Hillsborough County accepts ballot requests through several channels: the Supervisor of Elections website, by phone at 813-612-4180, by email, by mail, or in person at any branch office.1Hillsborough County Elections, FL. Vote By Mail The request must reach the office by 5 p.m. on the 12th day before the election.3Florida Legislature. Florida Code 101.62 – Request for Vote-by-Mail Ballots

You will need to provide your name, home address, date of birth, and one of the following: your Florida driver license number, your Florida ID number, or the last four digits of your Social Security number. The identifier you give must match what is already on file with the elections office. If you submit a written request by mail, it must also include your signature.1Hillsborough County Elections, FL. Vote By Mail

Having Someone Request on Your Behalf

If you cannot make the request yourself, Florida law allows a member of your immediate family or your legal guardian to do it at your direct instruction. Immediate family for this purpose includes your spouse, parent, child, grandparent, grandchild, or sibling, as well as the same relatives of your spouse. A voter with a disability may also designate someone outside the family to make the request.3Florida Legislature. Florida Code 101.62 – Request for Vote-by-Mail Ballots The person making the request must provide their own name, address, relationship to the voter, and an ID number if available.

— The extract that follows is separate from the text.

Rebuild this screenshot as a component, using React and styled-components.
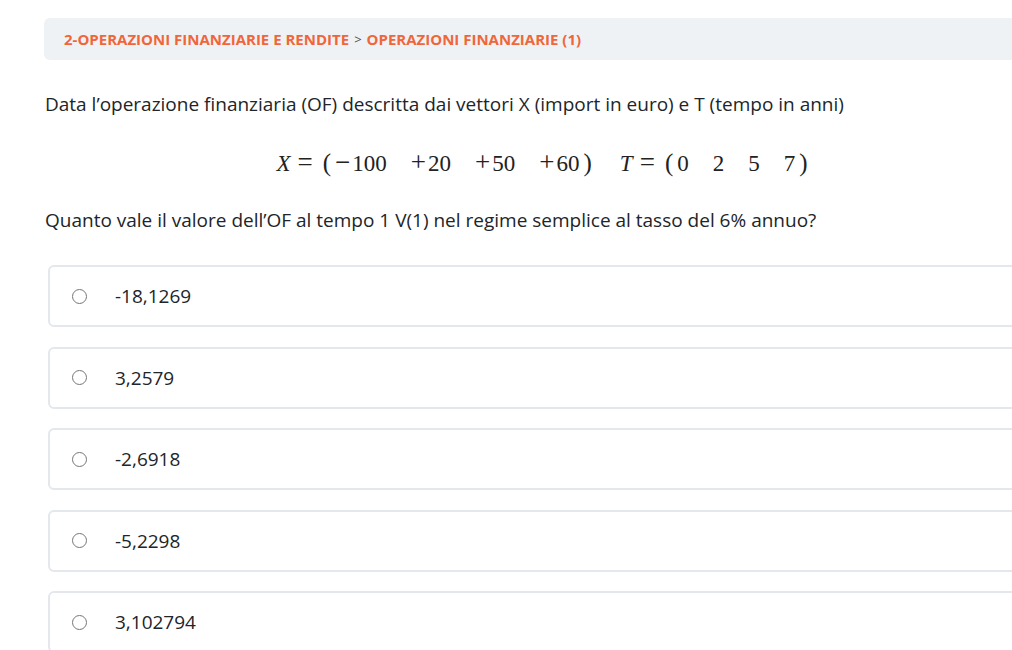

How Long Your Request Lasts

A single request covers every election through the end of the calendar year of the next regularly scheduled general election.3Florida Legislature. Florida Code 101.62 – Request for Vote-by-Mail Ballots In practice, that means a request submitted in 2025 stays active through the end of 2026, since the next general election falls in November 2026. After that, you need to submit a new request. Florida shortened this window from two general election cycles to one in 2021, so if you had a standing request from years ago and never renewed, it has already expired.

Completing and Marking Your Ballot

When your ballot arrives, you will find the ballot itself, a secrecy sleeve, and a return envelope with a Voter’s Certificate printed on the back.4Florida Legislature. Florida Code 101.64 – Delivery of Vote-by-Mail Ballots; Envelopes; Form Use a black or blue pen and fill in the ovals next to your choices completely. Stray marks or partial fills can cause the ballot to be rejected by the optical scanners used during counting.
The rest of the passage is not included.